TASK GOAL: Tally up the lines that include "this" and state that number by itself.

GIVEN DATA:
* * *

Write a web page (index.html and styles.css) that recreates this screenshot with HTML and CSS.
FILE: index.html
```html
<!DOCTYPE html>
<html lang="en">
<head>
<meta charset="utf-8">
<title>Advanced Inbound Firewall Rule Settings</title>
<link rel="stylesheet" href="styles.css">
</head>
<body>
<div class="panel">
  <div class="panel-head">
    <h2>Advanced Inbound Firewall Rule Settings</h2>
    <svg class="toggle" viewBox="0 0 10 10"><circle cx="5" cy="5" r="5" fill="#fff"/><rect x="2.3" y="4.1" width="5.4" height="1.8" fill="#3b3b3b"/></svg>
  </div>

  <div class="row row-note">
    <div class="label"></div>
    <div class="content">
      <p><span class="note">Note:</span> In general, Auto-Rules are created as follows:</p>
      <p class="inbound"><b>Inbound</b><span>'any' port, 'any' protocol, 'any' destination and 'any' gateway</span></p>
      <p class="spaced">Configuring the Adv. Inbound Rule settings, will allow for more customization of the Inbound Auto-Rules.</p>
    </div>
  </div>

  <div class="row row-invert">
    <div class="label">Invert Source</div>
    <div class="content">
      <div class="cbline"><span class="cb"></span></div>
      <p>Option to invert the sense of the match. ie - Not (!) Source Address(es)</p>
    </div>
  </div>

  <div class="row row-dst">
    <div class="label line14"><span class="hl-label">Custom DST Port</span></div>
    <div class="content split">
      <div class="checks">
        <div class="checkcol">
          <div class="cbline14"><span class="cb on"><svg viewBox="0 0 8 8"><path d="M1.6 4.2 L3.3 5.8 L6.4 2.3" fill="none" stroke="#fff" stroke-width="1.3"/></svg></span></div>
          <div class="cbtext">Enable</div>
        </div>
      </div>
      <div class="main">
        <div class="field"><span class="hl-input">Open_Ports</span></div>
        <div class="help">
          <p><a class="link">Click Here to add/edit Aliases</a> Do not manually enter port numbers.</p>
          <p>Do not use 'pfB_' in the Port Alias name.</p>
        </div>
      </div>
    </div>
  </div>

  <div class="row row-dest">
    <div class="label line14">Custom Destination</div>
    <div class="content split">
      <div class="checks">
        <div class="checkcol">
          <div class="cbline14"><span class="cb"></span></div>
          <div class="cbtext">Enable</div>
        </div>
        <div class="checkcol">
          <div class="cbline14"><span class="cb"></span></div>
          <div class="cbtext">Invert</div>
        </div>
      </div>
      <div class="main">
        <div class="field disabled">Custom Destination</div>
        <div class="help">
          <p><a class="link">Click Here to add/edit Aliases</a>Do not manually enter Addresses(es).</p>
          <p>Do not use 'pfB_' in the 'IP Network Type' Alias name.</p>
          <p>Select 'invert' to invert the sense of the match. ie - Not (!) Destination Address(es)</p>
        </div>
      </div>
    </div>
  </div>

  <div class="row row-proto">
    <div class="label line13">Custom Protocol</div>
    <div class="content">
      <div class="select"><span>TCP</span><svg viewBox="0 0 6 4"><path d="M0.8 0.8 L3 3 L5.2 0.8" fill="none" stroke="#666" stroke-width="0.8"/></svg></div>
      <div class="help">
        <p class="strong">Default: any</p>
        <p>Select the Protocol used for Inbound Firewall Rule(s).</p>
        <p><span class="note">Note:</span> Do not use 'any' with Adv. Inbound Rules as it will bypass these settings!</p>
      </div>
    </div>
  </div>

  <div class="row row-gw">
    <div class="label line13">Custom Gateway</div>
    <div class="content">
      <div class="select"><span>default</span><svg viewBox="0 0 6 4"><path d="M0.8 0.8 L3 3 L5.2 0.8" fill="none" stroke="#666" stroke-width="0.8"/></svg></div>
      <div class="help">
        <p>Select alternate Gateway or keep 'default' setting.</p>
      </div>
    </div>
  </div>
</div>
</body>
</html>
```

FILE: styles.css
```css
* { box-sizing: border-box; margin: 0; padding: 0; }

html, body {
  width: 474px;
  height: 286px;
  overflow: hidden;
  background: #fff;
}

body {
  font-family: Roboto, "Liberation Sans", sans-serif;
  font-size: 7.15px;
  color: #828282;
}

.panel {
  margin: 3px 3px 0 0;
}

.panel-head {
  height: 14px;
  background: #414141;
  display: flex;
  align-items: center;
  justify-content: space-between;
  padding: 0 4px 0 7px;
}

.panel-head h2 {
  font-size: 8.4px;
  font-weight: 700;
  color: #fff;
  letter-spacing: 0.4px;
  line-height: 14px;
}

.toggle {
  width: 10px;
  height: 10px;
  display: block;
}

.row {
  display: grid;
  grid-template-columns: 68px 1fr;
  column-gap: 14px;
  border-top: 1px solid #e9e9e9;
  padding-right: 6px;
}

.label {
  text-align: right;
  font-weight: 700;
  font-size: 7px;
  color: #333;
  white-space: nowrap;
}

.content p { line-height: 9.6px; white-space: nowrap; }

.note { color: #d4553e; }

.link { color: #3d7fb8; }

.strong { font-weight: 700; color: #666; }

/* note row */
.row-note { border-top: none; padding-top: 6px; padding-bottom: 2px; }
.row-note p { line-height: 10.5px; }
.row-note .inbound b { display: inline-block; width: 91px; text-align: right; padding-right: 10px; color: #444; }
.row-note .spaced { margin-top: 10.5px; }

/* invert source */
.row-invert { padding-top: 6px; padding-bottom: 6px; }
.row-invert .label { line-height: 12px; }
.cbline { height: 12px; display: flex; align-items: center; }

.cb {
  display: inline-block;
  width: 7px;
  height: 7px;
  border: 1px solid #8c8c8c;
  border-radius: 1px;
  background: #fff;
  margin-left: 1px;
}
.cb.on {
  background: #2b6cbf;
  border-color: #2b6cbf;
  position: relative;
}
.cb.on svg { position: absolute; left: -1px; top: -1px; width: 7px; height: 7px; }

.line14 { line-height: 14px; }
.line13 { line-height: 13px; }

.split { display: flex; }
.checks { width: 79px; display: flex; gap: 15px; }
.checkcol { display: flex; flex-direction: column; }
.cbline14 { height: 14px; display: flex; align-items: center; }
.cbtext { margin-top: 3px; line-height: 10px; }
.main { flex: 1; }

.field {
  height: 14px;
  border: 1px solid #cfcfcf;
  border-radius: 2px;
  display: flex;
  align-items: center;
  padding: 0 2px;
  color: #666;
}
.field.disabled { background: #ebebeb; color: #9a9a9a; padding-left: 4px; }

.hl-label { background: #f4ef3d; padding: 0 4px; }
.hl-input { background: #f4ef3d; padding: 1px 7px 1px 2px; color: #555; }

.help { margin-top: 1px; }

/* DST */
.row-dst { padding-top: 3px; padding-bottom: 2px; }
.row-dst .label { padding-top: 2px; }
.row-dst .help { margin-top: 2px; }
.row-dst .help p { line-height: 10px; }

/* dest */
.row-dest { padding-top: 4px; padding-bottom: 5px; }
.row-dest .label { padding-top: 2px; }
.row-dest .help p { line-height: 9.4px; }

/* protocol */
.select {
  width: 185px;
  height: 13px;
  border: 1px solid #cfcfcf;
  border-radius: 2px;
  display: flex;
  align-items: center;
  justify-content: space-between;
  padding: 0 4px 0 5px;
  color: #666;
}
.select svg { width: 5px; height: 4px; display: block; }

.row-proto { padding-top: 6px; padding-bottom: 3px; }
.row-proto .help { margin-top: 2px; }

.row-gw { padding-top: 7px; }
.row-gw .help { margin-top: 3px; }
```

* * *

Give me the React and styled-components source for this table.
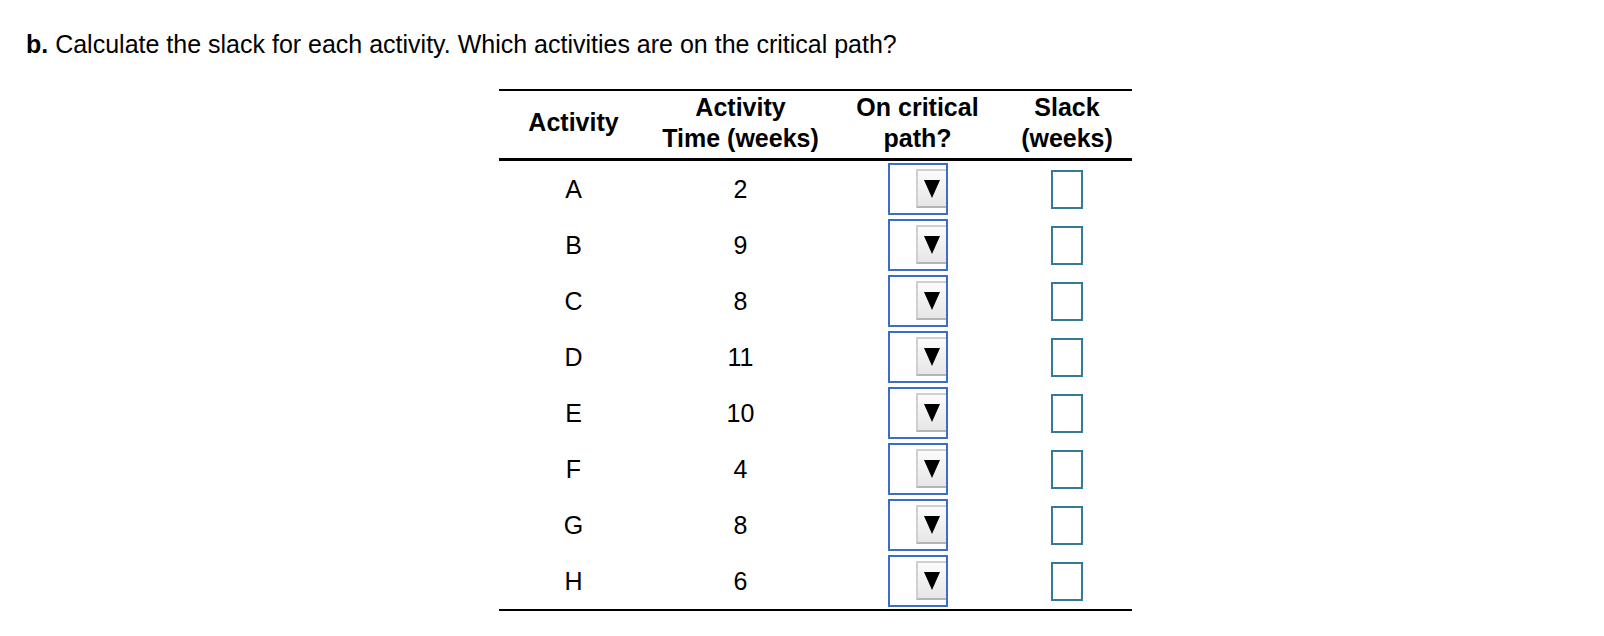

* * *

SOLUTION TO THE PROBLEM: 2